* _Input rows_:
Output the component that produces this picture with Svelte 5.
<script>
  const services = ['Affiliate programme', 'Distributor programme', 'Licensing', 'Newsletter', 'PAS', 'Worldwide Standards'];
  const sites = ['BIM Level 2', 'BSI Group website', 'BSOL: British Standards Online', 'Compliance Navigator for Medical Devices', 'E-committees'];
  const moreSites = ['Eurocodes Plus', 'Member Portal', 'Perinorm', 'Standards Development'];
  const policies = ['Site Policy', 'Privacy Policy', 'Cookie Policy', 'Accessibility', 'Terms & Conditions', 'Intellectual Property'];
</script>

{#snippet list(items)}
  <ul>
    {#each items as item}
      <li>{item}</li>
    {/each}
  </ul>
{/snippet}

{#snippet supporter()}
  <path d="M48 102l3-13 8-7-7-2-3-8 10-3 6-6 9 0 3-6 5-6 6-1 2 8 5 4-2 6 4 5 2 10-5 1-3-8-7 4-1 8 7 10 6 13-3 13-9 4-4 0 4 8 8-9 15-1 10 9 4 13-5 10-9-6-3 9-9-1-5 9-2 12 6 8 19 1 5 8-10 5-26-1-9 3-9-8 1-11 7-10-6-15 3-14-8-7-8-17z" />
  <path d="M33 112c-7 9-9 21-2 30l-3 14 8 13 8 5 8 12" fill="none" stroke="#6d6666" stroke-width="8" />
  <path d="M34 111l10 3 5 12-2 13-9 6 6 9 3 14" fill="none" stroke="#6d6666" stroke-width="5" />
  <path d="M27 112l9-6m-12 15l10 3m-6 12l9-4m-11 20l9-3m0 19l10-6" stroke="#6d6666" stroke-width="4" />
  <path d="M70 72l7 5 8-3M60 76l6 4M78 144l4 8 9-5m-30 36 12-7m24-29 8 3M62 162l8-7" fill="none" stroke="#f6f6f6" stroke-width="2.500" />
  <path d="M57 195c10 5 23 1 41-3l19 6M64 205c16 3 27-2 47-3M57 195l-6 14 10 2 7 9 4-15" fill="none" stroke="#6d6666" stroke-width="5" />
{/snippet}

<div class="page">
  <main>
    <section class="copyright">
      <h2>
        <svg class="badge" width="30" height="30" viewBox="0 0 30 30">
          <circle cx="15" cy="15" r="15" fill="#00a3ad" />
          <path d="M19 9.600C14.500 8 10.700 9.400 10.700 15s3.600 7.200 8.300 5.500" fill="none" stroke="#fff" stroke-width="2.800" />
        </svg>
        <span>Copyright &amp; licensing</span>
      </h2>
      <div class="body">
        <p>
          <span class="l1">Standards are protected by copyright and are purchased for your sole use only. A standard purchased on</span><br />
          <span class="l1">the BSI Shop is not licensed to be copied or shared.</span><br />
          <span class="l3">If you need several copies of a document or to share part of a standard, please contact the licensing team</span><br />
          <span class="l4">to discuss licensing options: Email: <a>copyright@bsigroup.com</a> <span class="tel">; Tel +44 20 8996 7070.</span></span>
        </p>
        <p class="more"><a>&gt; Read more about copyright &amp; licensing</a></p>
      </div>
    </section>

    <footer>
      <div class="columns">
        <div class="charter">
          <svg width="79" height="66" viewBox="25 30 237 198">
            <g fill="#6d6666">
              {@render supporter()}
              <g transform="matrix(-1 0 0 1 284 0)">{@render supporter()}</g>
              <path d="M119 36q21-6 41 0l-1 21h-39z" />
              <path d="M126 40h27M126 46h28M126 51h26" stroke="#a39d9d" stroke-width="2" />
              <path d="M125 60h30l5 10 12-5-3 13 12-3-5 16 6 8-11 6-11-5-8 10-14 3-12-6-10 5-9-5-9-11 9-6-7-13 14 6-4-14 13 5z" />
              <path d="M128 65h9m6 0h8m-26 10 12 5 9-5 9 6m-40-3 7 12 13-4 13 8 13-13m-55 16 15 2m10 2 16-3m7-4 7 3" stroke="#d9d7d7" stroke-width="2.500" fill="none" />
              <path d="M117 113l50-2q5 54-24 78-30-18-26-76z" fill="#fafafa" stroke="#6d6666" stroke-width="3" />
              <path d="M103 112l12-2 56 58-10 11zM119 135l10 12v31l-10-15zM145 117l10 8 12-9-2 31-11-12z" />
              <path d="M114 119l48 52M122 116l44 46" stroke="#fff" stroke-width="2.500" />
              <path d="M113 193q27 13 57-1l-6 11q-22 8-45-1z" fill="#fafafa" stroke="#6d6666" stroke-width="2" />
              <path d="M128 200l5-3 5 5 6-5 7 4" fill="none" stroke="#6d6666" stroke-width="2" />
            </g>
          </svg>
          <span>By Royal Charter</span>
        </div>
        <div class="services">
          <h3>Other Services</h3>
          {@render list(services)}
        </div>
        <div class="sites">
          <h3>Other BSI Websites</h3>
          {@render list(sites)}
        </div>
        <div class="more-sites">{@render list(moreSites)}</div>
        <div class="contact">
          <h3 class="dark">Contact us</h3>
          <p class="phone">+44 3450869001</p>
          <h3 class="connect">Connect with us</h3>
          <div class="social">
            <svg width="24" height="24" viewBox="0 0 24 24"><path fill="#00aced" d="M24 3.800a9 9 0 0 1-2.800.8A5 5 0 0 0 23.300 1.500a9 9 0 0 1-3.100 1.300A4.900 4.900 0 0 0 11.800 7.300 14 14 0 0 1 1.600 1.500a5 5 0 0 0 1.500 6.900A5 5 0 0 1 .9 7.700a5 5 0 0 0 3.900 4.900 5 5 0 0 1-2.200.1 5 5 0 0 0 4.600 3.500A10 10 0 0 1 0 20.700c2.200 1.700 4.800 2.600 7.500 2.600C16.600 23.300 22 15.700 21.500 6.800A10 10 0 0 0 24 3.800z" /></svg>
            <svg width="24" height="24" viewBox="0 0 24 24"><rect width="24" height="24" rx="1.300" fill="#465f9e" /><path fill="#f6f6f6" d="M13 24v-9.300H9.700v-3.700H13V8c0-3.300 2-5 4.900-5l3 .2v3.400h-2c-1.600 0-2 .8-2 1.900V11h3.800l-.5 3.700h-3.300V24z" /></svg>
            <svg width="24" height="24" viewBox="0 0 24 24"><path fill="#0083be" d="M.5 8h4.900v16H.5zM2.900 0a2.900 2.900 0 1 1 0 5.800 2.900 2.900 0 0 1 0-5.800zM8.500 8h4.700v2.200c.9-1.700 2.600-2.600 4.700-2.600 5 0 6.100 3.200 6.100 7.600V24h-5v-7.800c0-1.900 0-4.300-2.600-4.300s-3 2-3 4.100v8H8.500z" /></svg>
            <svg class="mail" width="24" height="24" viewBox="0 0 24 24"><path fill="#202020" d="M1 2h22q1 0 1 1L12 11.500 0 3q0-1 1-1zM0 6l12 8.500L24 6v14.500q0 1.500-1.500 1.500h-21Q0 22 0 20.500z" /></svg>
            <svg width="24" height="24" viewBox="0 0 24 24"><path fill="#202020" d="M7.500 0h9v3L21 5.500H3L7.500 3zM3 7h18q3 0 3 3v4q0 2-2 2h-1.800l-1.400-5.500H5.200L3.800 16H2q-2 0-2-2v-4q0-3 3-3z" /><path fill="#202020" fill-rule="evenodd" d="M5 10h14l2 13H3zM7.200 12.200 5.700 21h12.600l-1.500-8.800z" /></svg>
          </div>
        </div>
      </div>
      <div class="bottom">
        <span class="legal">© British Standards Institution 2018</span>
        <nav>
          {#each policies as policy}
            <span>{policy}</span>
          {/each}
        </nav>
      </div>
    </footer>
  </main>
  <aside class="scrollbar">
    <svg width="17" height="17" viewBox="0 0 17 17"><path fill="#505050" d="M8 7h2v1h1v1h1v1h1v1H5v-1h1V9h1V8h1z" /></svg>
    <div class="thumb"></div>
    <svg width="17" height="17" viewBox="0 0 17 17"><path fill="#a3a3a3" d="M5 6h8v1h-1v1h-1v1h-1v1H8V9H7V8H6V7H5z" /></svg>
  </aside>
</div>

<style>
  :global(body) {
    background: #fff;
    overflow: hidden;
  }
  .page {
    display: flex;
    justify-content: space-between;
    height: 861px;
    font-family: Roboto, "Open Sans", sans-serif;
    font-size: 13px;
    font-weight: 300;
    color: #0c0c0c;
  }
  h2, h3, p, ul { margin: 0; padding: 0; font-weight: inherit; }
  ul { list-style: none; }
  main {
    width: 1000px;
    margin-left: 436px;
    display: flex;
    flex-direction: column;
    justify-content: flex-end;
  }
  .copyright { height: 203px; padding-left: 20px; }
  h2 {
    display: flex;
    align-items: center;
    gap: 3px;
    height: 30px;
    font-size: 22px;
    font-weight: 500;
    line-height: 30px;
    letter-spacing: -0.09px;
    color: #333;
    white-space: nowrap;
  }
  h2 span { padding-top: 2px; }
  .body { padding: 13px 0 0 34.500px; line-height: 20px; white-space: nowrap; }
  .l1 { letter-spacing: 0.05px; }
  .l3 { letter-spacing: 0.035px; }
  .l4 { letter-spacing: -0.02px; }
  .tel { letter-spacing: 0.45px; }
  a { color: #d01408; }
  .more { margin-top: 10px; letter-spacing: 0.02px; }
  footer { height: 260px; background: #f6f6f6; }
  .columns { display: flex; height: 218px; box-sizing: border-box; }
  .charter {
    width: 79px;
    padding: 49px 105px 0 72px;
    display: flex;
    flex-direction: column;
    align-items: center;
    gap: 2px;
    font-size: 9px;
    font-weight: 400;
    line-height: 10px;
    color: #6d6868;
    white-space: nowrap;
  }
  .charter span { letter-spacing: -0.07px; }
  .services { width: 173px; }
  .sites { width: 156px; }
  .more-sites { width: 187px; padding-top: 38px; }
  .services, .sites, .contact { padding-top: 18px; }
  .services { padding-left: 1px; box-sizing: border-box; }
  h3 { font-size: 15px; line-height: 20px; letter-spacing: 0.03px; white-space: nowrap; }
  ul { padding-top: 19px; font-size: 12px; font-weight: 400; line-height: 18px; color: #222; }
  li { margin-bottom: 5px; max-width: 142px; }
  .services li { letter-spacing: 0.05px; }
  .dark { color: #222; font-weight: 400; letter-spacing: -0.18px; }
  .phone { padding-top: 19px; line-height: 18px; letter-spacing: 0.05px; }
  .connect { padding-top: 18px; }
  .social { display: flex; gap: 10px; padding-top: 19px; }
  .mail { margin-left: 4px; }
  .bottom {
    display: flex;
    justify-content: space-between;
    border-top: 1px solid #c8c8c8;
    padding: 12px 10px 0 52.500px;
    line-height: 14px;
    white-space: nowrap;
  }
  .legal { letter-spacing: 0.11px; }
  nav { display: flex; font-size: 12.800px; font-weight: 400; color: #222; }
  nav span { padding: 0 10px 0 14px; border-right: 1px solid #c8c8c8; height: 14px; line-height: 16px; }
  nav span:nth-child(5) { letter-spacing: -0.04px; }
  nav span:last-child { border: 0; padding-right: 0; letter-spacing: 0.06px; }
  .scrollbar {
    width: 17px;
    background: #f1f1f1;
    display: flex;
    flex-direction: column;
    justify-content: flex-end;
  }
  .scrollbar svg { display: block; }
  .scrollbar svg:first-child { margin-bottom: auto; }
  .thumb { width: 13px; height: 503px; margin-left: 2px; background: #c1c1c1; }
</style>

==

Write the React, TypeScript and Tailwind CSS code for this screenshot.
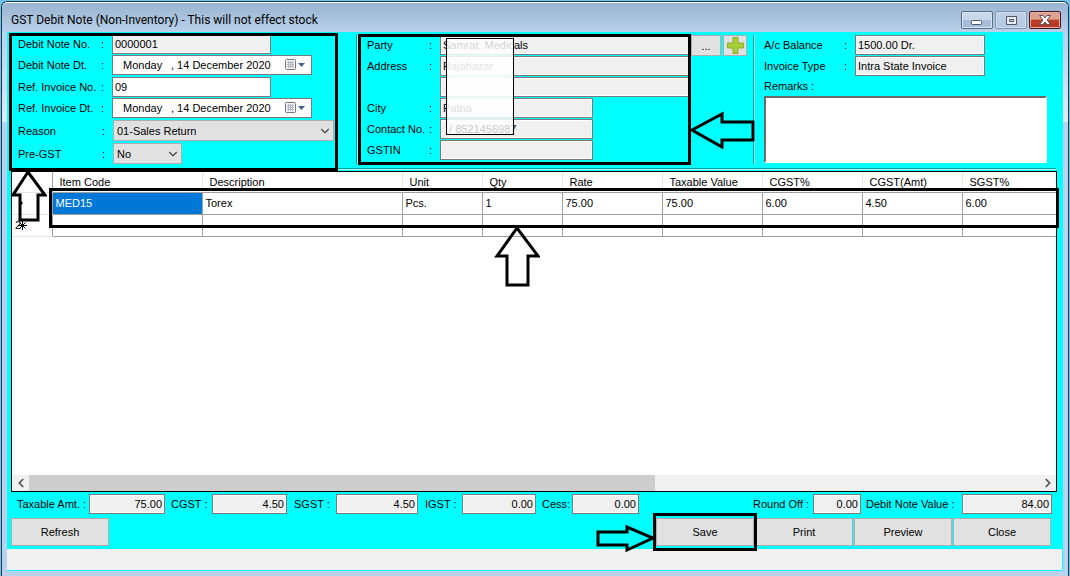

* _Aim_: Using the listing above, show every line that includes the string "this".

* _Exercise answer_:
Output the component that produces this picture with Svelte 5.
Write the React, TypeScript and Tailwind CSS code for this screenshot.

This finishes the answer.